From the 12th century on, hundreds of Mirabilia (books of wonders) were produced, listing and describing Rome’s historic monuments. Once thought to be guidebooks for pilgrims, many demonstrate historical ignorance or creative misreadings of Roman ruins. The Colosseum was invested with spurious religious significance — it was said to have been a Temple of the Sun. The Mirabilia represent a distinctive way of seeing ruins, not as faithful historical documents but as malleable symbols awaiting reinterpretation. However, they unwittingly served the purpose of preserving the memory and physical status of lost buildings.
Medieval Romans were happy to repurpose ancient structures as sources of building materials until the Renaissance ushered in a renewed appreciation for studying and conserving classical architectural forms. Meanwhile, “modern Rome needed stone for bridges, walls, aqueducts, churches and palaces”. Successive generations attempted to reconcile practical urban needs with an increasing reverence for pagan antiquity.
A distinguished literary classicist, Mayer is aware of the inevitable comparison between ruins and the fragmentary remains of ancient texts. As he explains:
Textual critics of classical literature are occasionally confronted by manifest defects in the manuscript tradition … It is part of the critic’s task to propose restoration of the missing elements by conjecture. It should come as no surprise, then, that students of the material remains of Rome also turned to conjectural restoration of the fragments of classical architecture.
Restoration efforts reflected evolving attitudes toward Rome’s pagan past, with ruined buildings becoming the sites of competing historical narratives. Papal restoration projects balanced Christian symbolism with classical aesthetics, often repurposing ancient structures for religious purposes. Pope Nicholas V (1447–55) “plundered” the Colosseum and other structures for the reconstruction of the Vatican and Lateran palaces.
For Renaissance artists, ruins could inform innovation rather than merely inspire nostalgia
Renaissance artists, however, approached ruins to learn from them. Architects such as Brunelleschi measured, sketched and analysed ancient structures to extract mathematical principles, initiating a dialogue between past and present that would transform European architecture. Brunelleschi’s dome for Florence Cathedral, taking its inspiration from the Pantheon, demonstrated how ruins could inform innovation rather than merely inspire nostalgia.
The poet Petrarch’s contemplation of Rome’s ruins marks a pivotal moment in the Western relationship with the ancient past: his melancholic reflections established a new mode of experiencing ruins as a stimulus for meditations on glory, impermanence and cultural memory. His letter describing how he climbed the Colosseum to gaze upon the city’s scattered ruins offered a template for the educated tourist’s experience.
The Petrarchan perspective laid the groundwork for the Grand Tour, the fashionable journeys undertaken by Northern Europeans to commune with Rome’s ruins — which became portals to philosophical contemplation. In one chapter (richly illustrated in colour, as is the case throughout), Mayer presents what he calls “the most engaging manifestation of ruin-mania … in the English garden of the eighteenth century”, at Stowe, Kew Gardens, Pitzhanger Manor and others.

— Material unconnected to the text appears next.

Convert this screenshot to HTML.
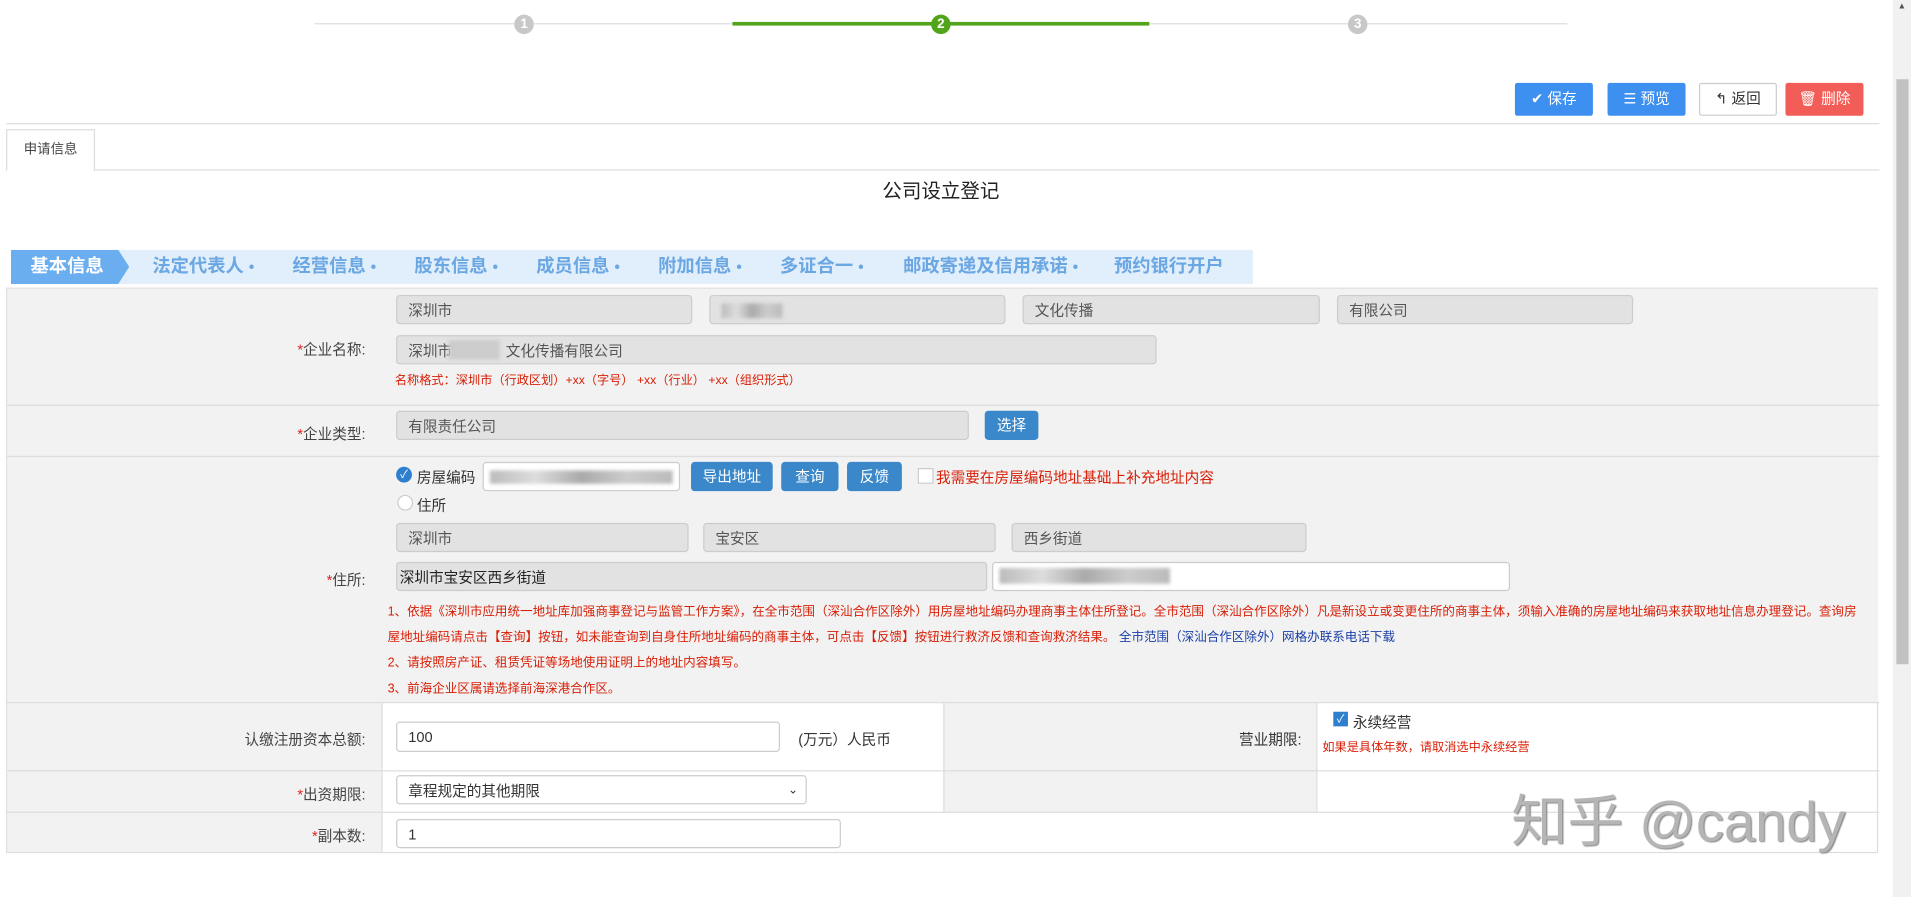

The fashion for erecting “sham ruins” was subsequently adopted on aristocratic estates in Poland and Russia, as well as in France, Germany and Italy itself. Rose Macaulay’s friend, the novelist Ivy Compton-Burnett, found this exasperating, saying of Rose’s project: “She’s writing not only about ruins but about things people built to look like ruins. I don’t know what she sees in them.”
The 20th century brought a greater scholarly and historical concern for ruins, but that concern was not devoid of political overtones. The fascist regime of Mussolini had a complex relationship with Rome’s imperial remains: it systematically excavated, restored and sometimes reconstructed ancient monuments to create visual links between ancient Roman glory and modern fascist ambitions.
Projects such as clearing medieval structures around the Mausoleum of Augustus and the creation of the Via dell’Impero (Via dei Fori Imperiali) revealed ancient forums that encouraged ideologically charged assertions of continuity between the ancient empire and the modern state.
These varying approaches to architectural fragments — from practical reuse to romantic contemplation, from analytical study to political appropriation — reflect on the viewers of the ruins no less than on the ruins themselves. Mayer’s accessible scholarly tour demonstrates how Rome’s ruins track changing attitudes toward history, religion, aesthetics and politics over the ages. The ruins of Rome emerge not just as a physical landscape but as an intellectual one within which Western culture has repeatedly redefined its relationship to history.